*AIM:* Below are records to repeat exactly. Omit the pictures from the copy.

*ENTRIES SHOWN:*
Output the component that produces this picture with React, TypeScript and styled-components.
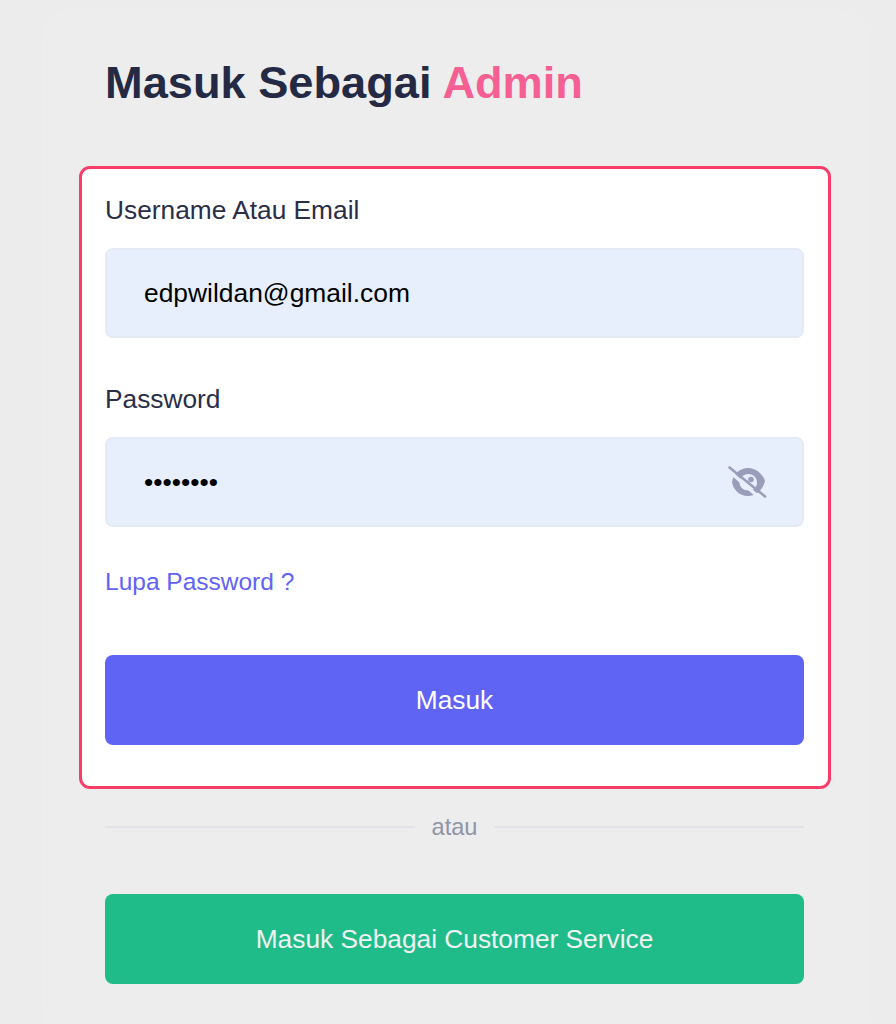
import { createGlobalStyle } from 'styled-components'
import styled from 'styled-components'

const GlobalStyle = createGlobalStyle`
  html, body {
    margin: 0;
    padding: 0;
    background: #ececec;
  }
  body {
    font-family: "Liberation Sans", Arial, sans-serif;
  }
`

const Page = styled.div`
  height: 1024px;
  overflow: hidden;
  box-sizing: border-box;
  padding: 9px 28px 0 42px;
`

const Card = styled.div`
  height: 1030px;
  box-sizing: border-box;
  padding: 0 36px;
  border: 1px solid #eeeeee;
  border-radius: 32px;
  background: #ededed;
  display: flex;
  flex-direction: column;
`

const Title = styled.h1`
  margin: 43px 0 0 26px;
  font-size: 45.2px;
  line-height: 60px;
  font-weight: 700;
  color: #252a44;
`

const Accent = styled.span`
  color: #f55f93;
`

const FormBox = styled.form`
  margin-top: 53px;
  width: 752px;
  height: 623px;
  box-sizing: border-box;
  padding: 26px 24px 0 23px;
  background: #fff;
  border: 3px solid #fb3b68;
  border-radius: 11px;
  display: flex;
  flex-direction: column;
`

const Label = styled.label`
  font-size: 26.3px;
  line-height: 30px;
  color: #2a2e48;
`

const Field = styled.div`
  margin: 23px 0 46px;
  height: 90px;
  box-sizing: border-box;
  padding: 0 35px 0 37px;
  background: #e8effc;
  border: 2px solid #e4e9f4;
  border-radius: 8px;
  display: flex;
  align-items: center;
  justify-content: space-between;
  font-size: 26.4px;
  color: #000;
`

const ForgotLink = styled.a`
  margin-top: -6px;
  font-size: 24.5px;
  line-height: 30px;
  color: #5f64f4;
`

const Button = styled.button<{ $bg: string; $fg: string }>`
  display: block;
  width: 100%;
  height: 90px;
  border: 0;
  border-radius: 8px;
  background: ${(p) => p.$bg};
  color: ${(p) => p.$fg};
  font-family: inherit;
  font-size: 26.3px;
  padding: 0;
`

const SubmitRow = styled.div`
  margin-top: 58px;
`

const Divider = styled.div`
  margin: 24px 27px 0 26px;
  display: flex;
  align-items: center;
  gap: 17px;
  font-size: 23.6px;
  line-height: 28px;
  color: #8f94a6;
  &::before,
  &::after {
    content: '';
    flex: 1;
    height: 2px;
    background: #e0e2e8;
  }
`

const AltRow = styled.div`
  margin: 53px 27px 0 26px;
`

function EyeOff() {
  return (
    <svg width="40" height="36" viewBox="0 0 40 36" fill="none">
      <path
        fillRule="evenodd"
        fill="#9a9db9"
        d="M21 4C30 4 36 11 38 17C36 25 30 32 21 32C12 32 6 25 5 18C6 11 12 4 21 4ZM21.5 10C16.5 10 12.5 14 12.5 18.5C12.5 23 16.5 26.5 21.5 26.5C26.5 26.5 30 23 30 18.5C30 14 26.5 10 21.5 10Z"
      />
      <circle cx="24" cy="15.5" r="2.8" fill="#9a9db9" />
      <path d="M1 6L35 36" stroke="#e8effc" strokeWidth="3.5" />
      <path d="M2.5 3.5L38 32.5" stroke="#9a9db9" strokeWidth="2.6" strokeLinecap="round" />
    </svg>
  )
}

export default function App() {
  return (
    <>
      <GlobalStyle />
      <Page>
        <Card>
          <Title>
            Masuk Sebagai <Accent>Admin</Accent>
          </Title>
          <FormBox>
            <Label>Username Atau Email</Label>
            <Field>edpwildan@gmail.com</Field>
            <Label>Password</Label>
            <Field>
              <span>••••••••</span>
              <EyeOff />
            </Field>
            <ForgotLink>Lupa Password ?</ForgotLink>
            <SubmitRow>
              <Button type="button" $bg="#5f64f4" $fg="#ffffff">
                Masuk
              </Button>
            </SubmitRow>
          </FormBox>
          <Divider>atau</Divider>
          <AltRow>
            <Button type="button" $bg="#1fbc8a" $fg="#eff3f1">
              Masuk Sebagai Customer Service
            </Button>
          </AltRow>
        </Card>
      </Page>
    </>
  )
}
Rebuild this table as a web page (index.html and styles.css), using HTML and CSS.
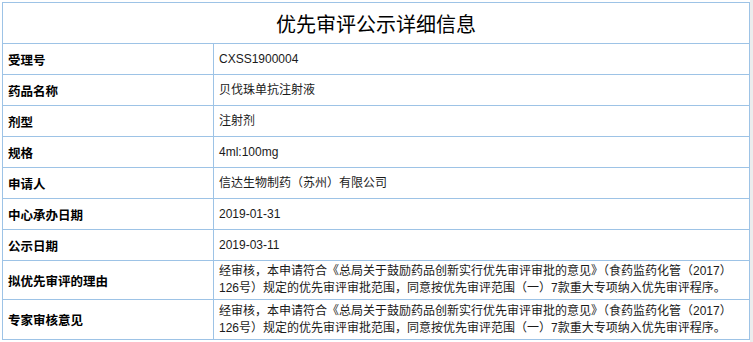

*WRITTEN RESPONSE:*
Output the component that produces this picture with React, TypeScript and styled-components.
import { createGlobalStyle } from 'styled-components'
import styled from 'styled-components'

const GlobalStyle = createGlobalStyle`
  html, body {
    margin: 0;
    padding: 0;
    background: #ececec;
  }
  body {
    font-family: "Liberation Sans", Arial, sans-serif;
  }
`

const Page = styled.div`
  height: 1024px;
  overflow: hidden;
  box-sizing: border-box;
  padding: 9px 28px 0 42px;
`

const Card = styled.div`
  height: 1030px;
  box-sizing: border-box;
  padding: 0 36px;
  border: 1px solid #eeeeee;
  border-radius: 32px;
  background: #ededed;
  display: flex;
  flex-direction: column;
`

const Title = styled.h1`
  margin: 43px 0 0 26px;
  font-size: 45.2px;
  line-height: 60px;
  font-weight: 700;
  color: #252a44;
`

const Accent = styled.span`
  color: #f55f93;
`

const FormBox = styled.form`
  margin-top: 53px;
  width: 752px;
  height: 623px;
  box-sizing: border-box;
  padding: 26px 24px 0 23px;
  background: #fff;
  border: 3px solid #fb3b68;
  border-radius: 11px;
  display: flex;
  flex-direction: column;
`

const Label = styled.label`
  font-size: 26.3px;
  line-height: 30px;
  color: #2a2e48;
`

const Field = styled.div`
  margin: 23px 0 46px;
  height: 90px;
  box-sizing: border-box;
  padding: 0 35px 0 37px;
  background: #e8effc;
  border: 2px solid #e4e9f4;
  border-radius: 8px;
  display: flex;
  align-items: center;
  justify-content: space-between;
  font-size: 26.4px;
  color: #000;
`

const ForgotLink = styled.a`
  margin-top: -6px;
  font-size: 24.5px;
  line-height: 30px;
  color: #5f64f4;
`

const Button = styled.button<{ $bg: string; $fg: string }>`
  display: block;
  width: 100%;
  height: 90px;
  border: 0;
  border-radius: 8px;
  background: ${(p) => p.$bg};
  color: ${(p) => p.$fg};
  font-family: inherit;
  font-size: 26.3px;
  padding: 0;
`

const SubmitRow = styled.div`
  margin-top: 58px;
`

const Divider = styled.div`
  margin: 24px 27px 0 26px;
  display: flex;
  align-items: center;
  gap: 17px;
  font-size: 23.6px;
  line-height: 28px;
  color: #8f94a6;
  &::before,
  &::after {
    content: '';
    flex: 1;
    height: 2px;
    background: #e0e2e8;
  }
`

const AltRow = styled.div`
  margin: 53px 27px 0 26px;
`

function EyeOff() {
  return (
    <svg width="40" height="36" viewBox="0 0 40 36" fill="none">
      <path
        fillRule="evenodd"
        fill="#9a9db9"
        d="M21 4C30 4 36 11 38 17C36 25 30 32 21 32C12 32 6 25 5 18C6 11 12 4 21 4ZM21.5 10C16.5 10 12.5 14 12.5 18.5C12.5 23 16.5 26.5 21.5 26.5C26.5 26.5 30 23 30 18.5C30 14 26.5 10 21.5 10Z"
      />
      <circle cx="24" cy="15.5" r="2.8" fill="#9a9db9" />
      <path d="M1 6L35 36" stroke="#e8effc" strokeWidth="3.5" />
      <path d="M2.5 3.5L38 32.5" stroke="#9a9db9" strokeWidth="2.6" strokeLinecap="round" />
    </svg>
  )
}

export default function App() {
  return (
    <>
      <GlobalStyle />
      <Page>
        <Card>
          <Title>
            Masuk Sebagai <Accent>Admin</Accent>
          </Title>
          <FormBox>
            <Label>Username Atau Email</Label>
            <Field>edpwildan@gmail.com</Field>
            <Label>Password</Label>
            <Field>
              <span>••••••••</span>
              <EyeOff />
            </Field>
            <ForgotLink>Lupa Password ?</ForgotLink>
            <SubmitRow>
              <Button type="button" $bg="#5f64f4" $fg="#ffffff">
                Masuk
              </Button>
            </SubmitRow>
          </FormBox>
          <Divider>atau</Divider>
          <AltRow>
            <Button type="button" $bg="#1fbc8a" $fg="#eff3f1">
              Masuk Sebagai Customer Service
            </Button>
          </AltRow>
        </Card>
      </Page>
    </>
  )
}
Rebuild this table as a web page (index.html and styles.css), using HTML and CSS.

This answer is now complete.